The Rev. John Harth, pastor of Immaculate Conception Catholic Church in Jackson, views the decision to resign as giving insight into the man himself.
"The physical demands of being pope are enormous," Harth said. "It's a credit to Pope Benedict that he recognized he wasn't able to continue in his position."
The pontiff, who is 85, has reduced his travel schedule considerably, as well as time he spends in the Vatican with visiting bishops. He has been seen using a cane and increasingly has relied upon a movable platform to get him to the altar at St. Peter's Basilica in lieu of walking down the aisle.
Benedict's tenure has not been diminished in the eyes of his followers by his physical shortcomings.
"I think he's done a fantastic job," said the Rev. Patrick Nwokoye, director and chaplain of the Newman Center at Southeast Missouri State University. "Pope Benedict is one of the most eminent theologians the church has ever seen."
Nwokoye, who was educated in Rome at a school run by the Vatican, added, "He is remarkable and has led with grace and humility."
Cardinal Joseph Ratzinger assumed the papacy -- and chose the name Benedict XVI -- in 2005 after the death of John Paul II, who had served as pope for nearly 27 years. According to Kiefer, following such a man might have been viewed as a daunting task, but Benedict has had to deal with issues that his predecessor did not.
"Gay marriage and religious liberty came to the forefront during Pope Benedict's tenure," he said. "John Paul II didn't have to face those challenges the way Pope Benedict has done."
Benedict also has been criticized for having a strict conservative philosophy when it comes to the teachings of the church, but Harth doesn't see it that way.
"I've found him to be more open and pastoral than I expected," he said. "He seemed to be more rigid before he became the pope."
Nwokoye also does not take issue with Pope Benedict's leadership style.
"We have to understand that the church isn't about opinion polls," he said. "The message of Jesus Christ never changes.

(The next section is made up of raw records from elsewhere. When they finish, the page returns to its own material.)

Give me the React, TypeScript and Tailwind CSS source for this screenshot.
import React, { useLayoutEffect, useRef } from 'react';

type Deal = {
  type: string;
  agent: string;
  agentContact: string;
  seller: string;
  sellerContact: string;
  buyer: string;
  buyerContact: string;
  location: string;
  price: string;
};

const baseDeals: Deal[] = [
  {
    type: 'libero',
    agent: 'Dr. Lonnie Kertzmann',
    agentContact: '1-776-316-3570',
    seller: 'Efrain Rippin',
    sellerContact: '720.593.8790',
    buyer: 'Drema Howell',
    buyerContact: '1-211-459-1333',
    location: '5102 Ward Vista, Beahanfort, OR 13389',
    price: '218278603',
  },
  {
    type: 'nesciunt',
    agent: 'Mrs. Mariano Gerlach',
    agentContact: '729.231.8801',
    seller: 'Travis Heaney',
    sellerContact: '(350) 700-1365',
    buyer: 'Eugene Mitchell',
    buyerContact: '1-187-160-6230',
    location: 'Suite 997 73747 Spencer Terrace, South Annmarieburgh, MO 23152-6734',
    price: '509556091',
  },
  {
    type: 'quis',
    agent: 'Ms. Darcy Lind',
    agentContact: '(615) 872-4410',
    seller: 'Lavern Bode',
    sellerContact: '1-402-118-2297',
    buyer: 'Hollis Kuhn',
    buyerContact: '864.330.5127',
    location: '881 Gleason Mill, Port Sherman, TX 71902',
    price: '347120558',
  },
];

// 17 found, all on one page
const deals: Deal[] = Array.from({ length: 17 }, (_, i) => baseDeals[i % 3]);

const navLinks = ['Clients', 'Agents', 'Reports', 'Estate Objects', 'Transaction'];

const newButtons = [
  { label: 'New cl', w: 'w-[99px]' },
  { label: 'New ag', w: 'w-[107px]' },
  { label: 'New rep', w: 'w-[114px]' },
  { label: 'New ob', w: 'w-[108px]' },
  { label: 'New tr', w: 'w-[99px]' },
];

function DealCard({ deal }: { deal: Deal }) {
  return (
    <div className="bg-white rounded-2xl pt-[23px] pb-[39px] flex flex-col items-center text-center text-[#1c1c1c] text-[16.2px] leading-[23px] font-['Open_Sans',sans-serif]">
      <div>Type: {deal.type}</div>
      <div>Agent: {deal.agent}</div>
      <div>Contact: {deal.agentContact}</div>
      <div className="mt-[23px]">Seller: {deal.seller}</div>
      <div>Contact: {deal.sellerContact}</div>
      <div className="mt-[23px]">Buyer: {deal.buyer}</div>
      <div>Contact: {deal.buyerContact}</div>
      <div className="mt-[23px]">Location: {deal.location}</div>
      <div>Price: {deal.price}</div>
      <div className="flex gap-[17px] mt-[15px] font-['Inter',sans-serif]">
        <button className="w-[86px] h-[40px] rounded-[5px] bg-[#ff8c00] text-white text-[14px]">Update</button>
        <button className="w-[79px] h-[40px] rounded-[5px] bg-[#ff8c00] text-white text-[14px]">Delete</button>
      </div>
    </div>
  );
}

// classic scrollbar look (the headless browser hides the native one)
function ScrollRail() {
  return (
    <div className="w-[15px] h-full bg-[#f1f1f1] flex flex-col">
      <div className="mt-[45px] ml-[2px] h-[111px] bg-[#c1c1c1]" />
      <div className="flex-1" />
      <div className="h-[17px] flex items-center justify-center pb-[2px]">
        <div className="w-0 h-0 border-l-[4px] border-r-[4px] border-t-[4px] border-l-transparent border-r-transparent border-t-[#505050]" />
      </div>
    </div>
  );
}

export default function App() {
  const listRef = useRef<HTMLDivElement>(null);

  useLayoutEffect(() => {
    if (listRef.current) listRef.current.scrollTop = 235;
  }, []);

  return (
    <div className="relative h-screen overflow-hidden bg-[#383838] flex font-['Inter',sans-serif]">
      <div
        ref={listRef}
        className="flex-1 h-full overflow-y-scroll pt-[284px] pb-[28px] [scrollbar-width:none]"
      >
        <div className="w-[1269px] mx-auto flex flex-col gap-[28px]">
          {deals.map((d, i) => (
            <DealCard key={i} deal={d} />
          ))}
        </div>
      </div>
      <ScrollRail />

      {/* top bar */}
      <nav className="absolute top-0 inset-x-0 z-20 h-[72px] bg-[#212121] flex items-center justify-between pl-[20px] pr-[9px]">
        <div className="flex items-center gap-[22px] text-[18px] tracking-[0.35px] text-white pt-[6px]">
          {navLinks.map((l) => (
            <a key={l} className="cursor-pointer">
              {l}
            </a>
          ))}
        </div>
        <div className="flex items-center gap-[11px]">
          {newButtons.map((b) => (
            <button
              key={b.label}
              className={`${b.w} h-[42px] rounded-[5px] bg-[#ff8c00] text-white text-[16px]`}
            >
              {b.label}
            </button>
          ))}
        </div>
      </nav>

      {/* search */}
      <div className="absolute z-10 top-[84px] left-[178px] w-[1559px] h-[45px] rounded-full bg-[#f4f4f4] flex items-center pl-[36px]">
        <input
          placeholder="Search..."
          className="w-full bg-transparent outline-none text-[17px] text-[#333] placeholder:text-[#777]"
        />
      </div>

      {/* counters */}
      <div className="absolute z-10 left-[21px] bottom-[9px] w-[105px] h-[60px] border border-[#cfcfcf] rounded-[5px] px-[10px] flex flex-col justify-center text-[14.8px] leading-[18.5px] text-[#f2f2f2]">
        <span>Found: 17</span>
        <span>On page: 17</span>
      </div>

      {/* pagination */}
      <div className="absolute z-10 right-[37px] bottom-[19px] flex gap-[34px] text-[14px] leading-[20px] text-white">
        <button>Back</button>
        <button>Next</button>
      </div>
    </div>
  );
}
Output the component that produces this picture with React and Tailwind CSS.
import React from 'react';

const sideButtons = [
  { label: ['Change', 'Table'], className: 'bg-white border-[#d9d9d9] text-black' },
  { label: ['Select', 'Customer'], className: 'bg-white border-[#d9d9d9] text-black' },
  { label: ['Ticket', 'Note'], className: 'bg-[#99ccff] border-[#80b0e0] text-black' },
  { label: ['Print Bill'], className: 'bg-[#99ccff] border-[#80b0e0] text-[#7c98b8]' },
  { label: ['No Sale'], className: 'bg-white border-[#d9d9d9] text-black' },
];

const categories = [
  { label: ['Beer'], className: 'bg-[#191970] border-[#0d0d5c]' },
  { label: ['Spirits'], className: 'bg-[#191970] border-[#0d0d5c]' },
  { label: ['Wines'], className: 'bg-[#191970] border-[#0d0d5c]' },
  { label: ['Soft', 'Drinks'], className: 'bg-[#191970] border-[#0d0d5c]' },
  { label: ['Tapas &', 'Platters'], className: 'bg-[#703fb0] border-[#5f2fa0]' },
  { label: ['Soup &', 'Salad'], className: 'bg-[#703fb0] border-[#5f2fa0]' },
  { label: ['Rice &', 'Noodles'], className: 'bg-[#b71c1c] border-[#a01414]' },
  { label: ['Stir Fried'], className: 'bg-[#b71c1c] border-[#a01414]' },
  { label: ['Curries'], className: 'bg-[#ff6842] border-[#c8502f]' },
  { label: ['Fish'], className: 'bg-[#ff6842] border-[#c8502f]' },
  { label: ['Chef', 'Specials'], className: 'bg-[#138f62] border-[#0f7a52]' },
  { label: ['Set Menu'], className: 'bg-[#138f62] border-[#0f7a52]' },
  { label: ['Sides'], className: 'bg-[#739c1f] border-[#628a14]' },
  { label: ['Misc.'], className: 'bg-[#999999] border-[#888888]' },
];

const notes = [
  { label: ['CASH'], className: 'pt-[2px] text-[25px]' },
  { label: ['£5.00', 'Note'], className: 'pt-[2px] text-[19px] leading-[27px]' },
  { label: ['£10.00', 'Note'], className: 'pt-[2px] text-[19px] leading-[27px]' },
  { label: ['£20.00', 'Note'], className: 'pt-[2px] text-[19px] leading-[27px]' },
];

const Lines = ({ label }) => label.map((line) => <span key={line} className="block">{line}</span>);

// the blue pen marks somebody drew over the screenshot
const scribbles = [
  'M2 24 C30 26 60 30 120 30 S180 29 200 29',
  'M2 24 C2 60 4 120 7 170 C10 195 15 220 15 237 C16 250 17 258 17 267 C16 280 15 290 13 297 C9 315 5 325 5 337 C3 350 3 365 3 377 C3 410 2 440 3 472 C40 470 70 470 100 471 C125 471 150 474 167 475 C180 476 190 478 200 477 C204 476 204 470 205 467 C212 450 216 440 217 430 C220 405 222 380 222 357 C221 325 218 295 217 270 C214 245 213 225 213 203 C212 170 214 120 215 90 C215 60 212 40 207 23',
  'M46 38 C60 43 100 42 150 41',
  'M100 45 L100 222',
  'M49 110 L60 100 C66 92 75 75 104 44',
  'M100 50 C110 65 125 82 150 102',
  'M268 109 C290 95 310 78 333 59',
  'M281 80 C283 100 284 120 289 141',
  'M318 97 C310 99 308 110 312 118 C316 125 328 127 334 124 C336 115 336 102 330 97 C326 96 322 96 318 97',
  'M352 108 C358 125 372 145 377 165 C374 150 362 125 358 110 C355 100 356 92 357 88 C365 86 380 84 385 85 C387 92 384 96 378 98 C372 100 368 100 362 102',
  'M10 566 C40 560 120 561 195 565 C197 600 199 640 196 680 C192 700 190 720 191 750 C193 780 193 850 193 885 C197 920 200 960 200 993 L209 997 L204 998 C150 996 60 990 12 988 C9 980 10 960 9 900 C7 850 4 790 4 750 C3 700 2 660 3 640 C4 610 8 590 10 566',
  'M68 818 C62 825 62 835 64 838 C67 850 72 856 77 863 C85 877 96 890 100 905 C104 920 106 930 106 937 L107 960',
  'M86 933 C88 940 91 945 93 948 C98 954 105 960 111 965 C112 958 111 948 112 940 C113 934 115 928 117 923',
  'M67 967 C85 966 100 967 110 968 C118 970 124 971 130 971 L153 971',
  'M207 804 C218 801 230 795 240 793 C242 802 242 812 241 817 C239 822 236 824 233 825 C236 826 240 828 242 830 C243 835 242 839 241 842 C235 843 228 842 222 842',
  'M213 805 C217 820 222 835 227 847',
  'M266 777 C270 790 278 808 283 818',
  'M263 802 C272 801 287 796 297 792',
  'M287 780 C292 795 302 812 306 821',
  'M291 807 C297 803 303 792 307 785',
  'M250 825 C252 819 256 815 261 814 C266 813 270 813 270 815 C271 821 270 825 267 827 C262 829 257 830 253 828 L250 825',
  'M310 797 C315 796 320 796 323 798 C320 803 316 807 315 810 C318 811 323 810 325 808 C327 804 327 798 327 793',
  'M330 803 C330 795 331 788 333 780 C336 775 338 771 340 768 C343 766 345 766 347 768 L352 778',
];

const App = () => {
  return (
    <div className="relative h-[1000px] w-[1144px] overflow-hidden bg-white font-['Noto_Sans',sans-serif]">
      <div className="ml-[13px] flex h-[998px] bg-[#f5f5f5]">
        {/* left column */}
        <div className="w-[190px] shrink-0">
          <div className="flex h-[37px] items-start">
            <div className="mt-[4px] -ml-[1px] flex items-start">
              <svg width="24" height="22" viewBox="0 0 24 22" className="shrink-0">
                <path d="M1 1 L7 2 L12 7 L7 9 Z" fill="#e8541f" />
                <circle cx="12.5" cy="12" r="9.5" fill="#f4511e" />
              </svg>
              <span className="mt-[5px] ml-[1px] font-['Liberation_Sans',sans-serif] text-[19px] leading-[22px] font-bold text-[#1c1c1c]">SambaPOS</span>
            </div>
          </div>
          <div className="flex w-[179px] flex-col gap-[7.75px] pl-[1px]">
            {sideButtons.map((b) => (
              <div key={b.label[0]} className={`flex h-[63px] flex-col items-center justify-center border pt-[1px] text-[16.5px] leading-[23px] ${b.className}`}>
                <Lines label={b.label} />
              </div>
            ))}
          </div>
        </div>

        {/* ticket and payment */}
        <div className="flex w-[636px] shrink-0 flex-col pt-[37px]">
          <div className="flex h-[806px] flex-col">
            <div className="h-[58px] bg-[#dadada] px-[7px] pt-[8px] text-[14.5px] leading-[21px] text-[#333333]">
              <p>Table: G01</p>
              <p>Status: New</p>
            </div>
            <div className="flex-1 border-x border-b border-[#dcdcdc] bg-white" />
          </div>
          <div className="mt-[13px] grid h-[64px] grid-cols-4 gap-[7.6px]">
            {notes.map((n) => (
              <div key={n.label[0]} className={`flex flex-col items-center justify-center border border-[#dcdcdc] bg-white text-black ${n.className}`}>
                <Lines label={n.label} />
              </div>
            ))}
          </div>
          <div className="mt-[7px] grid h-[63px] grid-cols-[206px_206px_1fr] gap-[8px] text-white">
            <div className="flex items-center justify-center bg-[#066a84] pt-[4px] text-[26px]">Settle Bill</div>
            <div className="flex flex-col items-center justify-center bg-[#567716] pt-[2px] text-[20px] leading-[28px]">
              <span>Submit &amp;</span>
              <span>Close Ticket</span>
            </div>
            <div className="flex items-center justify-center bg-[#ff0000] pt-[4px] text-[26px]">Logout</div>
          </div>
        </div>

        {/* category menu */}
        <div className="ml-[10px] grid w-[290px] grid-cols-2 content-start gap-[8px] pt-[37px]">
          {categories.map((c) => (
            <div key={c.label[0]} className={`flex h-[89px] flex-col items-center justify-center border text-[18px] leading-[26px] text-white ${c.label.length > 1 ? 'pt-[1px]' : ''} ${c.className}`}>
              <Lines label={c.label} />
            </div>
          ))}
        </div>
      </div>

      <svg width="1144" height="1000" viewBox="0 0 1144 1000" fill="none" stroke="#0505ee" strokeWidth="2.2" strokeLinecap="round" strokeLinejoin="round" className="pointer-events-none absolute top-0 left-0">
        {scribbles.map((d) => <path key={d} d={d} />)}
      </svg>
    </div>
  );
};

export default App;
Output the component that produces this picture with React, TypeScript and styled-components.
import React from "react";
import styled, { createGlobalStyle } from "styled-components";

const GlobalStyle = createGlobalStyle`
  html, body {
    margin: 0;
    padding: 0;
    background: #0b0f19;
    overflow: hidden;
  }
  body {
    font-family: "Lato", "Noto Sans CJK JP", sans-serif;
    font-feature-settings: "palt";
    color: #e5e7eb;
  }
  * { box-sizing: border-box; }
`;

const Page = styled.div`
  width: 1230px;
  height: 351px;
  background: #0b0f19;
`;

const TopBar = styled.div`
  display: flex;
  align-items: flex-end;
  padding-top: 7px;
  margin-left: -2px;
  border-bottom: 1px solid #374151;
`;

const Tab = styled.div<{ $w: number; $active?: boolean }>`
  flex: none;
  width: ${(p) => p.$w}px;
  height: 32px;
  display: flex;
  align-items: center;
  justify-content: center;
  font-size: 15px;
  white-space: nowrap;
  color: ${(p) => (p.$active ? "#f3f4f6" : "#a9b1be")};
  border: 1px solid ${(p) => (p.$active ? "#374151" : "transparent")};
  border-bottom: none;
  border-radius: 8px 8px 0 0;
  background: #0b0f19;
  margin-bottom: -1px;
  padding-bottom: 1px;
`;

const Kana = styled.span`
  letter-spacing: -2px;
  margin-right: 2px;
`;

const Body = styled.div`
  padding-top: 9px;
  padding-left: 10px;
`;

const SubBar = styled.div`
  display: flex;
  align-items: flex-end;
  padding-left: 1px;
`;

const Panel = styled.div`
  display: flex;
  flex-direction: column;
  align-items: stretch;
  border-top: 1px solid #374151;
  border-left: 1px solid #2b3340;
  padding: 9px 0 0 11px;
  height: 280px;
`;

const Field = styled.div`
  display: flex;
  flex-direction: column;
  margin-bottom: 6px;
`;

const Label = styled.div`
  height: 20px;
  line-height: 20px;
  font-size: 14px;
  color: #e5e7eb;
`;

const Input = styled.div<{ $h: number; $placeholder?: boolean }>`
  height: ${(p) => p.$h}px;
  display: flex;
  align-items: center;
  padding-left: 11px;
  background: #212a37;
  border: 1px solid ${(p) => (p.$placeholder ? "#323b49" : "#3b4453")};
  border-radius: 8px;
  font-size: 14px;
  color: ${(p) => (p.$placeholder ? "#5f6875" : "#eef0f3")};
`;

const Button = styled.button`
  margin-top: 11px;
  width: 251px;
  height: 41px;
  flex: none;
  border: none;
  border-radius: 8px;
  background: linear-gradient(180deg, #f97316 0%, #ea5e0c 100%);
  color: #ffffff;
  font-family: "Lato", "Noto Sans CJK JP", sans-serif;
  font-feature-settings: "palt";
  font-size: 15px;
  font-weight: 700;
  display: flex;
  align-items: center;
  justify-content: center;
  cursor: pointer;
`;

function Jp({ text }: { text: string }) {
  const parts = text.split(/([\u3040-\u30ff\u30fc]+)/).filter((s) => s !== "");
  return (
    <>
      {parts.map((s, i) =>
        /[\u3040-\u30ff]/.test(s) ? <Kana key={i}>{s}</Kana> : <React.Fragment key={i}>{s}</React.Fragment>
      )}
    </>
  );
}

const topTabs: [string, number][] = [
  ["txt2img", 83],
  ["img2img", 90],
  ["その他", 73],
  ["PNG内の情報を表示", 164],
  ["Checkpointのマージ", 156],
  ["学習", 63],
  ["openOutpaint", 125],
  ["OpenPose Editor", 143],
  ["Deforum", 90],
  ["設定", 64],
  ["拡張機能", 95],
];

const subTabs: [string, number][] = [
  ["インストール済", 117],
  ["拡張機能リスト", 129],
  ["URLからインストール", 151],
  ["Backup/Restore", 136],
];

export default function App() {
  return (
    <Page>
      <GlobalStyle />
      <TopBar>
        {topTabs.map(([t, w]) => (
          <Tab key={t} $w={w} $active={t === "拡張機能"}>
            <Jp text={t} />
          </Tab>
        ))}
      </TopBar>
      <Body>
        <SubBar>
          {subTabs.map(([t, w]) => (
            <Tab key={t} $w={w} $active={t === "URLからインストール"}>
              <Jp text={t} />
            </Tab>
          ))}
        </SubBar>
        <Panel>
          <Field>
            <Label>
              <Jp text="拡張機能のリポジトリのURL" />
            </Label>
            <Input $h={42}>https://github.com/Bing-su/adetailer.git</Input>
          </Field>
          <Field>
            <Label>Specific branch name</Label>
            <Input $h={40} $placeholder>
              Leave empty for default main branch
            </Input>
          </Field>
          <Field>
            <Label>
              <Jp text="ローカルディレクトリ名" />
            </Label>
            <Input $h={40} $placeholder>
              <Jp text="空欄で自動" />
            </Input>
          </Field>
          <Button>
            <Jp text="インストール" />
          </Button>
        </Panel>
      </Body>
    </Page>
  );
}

The pope has to preserve the teachings of Christ through the church, and Pope Benedict has done that well."
Benedict's resignation will become official Feb. 28, and it is hoped a new pope will be installed by Easter Sunday. Kiefer said it was impossible to know who would become Benedict's replacement, but he has faith in the selection process.
"We're a universal church, and I put my trust in the cardinals who will be overseeing the election of the new pope. They know more about the needs of the church than I do. I have faith that the Holy Spirit will guide them to a good man."